Collecting and reviving traditional stories and songs also came to be seen as love towards the country. Many believed that ancient stories and folklore tales were a true representation of a country’s culture, and binding with it again will lead people towards a feeling of oneness.

  • Rabindranath Tagore collected ballads, rhymes, and myths.
  • Natesa Sastri’s The Folklore of Southern India is a four-volume collection of Tamil folk tales.

Symbols and icons also came to be used to unify people.

  • In Bengal, a tricolor flag (red, green, and yellow) was designed. It had eight lotuses and a crescent moon. The lotuses depicted the eight provinces of British rule, and the moon unified Hindus and Muslims.
  • In 1921, Gandhiji designed a tricolor flag (red, white, and green) with a spinning wheel in the center. The wheel represented the dependence on its own for growth and prosperity.

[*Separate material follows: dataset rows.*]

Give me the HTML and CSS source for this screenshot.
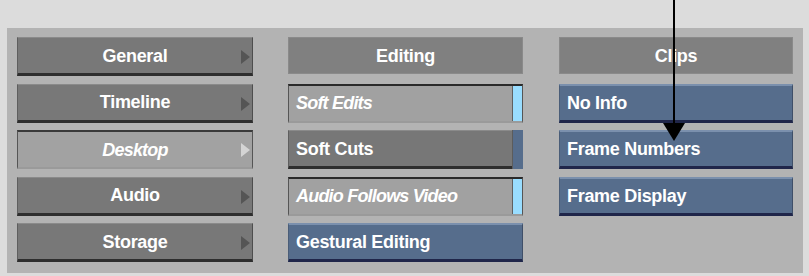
FILE: index.html
```html
<!DOCTYPE html>
<html>
<head>
<meta charset="utf-8">
<link rel="stylesheet" href="styles.css">
</head>
<body>
<div class="panel">
  <div class="col">
    <div class="btn menu">General<span class="tri"></span></div>
    <div class="btn menu">Timeline<span class="tri"></span></div>
    <div class="btn menu sel">Desktop<span class="tri"></span></div>
    <div class="btn menu">Audio<span class="tri"></span></div>
    <div class="btn menu">Storage<span class="tri"></span></div>
  </div>
  <div class="col">
    <div class="head">Editing</div>
    <div class="btn toggle on">Soft Edits<span class="strip"></span></div>
    <div class="btn toggle">Soft Cuts<span class="strip"></span></div>
    <div class="btn toggle on">Audio Follows Video<span class="strip"></span></div>
    <div class="btn blue">Gestural Editing</div>
  </div>
  <div class="col">
    <div class="head">Clips</div>
    <div class="btn blue">No Info</div>
    <div class="btn blue">Frame Numbers</div>
    <div class="btn blue">Frame Display</div>
  </div>
</div>
<div class="pointer"><div class="line"></div><div class="head-tri"></div></div>
</body>
</html>
```

FILE: styles.css
```css
html, body {
  margin: 0;
  padding: 0;
  background: #dcdcdc;
  width: 809px;
  height: 276px;
  overflow: hidden;
  font-family: "Liberation Sans", Arial, sans-serif;
}
.panel {
  position: relative;
  margin: 28px 0 0 7px;
  width: 796px;
  height: 245px;
  box-sizing: border-box;
  background: #b3b3b3;
  padding: 9px 9px 0 10px;
  display: grid;
  grid-template-columns: 236px 235px 235px;
  column-gap: 35px;
}
.col {
  display: flex;
  flex-direction: column;
  gap: 7.5px;
}
.col:nth-child(3) { margin-left: 1px; }
.btn, .head {
  position: relative;
  height: 39px;
  box-sizing: border-box;
  display: flex;
  align-items: center;
  padding-top: 1px;
  color: #fff;
  font-size: 18px;
  font-weight: bold;
  letter-spacing: -0.3px;
  white-space: nowrap;
}
.head {
  background: #808080;
  justify-content: center;
  height: 37px;
  margin-bottom: 2px;
  border: 1px solid #8a8a8a;
}
.menu {
  justify-content: center;
  background: #787878;
  border-top: 1px solid #8a8a8a;
  border-left: 1px solid #5e5e5e;
  border-right: 1px solid #4e4e4e;
  border-bottom: 3px solid #2e2e2e;
}
.menu .tri {
  position: absolute;
  right: 2px;
  top: 12px;
  width: 0;
  height: 0;
  border-top: 7px solid transparent;
  border-bottom: 7px solid transparent;
  border-left: 9px solid #555;
}
.sel, .on {
  font-style: italic;
  letter-spacing: -0.8px;
}
.menu.sel {
  background: #a2a2a2;
  border-top: 2px solid #3a3a3a;
  border-left: 1px solid #555;
  border-right: 1px solid #555;
  border-bottom: 2px solid #9a9a9a;
}
.menu.sel .tri { border-left-color: #d4d4d4; top: 11px; }
.toggle {
  padding-left: 7px;
  background: #777;
  border-top: 1px solid #8a8a8a;
  border-left: 1px solid #5e5e5e;
  border-bottom: 3px solid #2e2e2e;
}
.toggle .strip {
  position: absolute;
  right: 0;
  top: -1px;
  bottom: -3px;
  width: 10px;
  background: #566d8c;
  border-left: 1px solid #5c5c5c;
}
.toggle.on {
  background: #a1a1a1;
  border-top: 2px solid #2a2a2a;
  border-left: 1px solid #555;
  border-right: 1px solid #555;
  border-bottom: 2px solid #9a9a9a;
}
.toggle.on .strip {
  background: #99ddff;
  top: 0;
  bottom: 0;
  right: 0;
  width: 9px;
  border-left: 1px solid #606060;
}
.blue {
  padding-left: 7px;
  background: #566d8c;
  border-top: 2px solid #7b90ad;
  border-left: 1px solid #4a5d78;
  border-right: 1px solid #3f4f68;
  border-bottom: 3px solid #20264a;
}
.pointer {
  position: absolute;
  left: 663px;
  top: 0;
  width: 22px;
  height: 142px;
}
.pointer .line {
  position: absolute;
  left: 10px;
  top: 0;
  width: 2px;
  height: 126px;
  background: #000;
}
.pointer .head-tri {
  position: absolute;
  left: 0;
  top: 123px;
  width: 0;
  height: 0;
  border-left: 11px solid transparent;
  border-right: 11px solid transparent;
  border-top: 18px solid #000;
}
```
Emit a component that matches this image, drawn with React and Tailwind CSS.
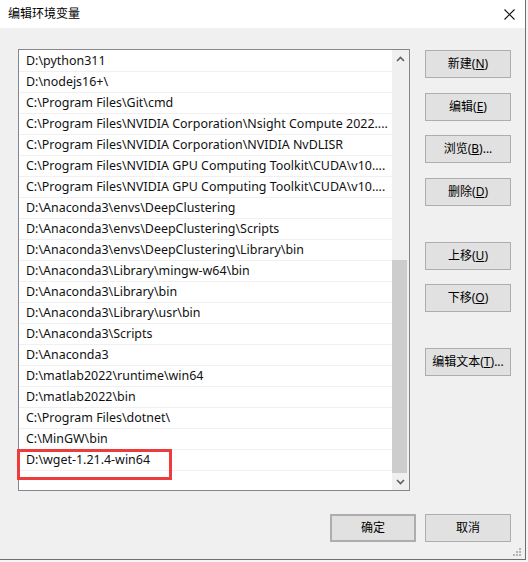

Redefining history and taking pride in its rich culture and heritage also came to be seen as a sign of nationalism. People put forth the idea that before the colonization, India was a country of brave and great rulers. Under their rule, India excelled in scientific, ayurvedic, philosophy, art, literature, and many more. Bringing to people’s minds what had colonization done to their glorious country also increased hatred against the British rule and forged in the people’s minds to fight for their motherland collectively.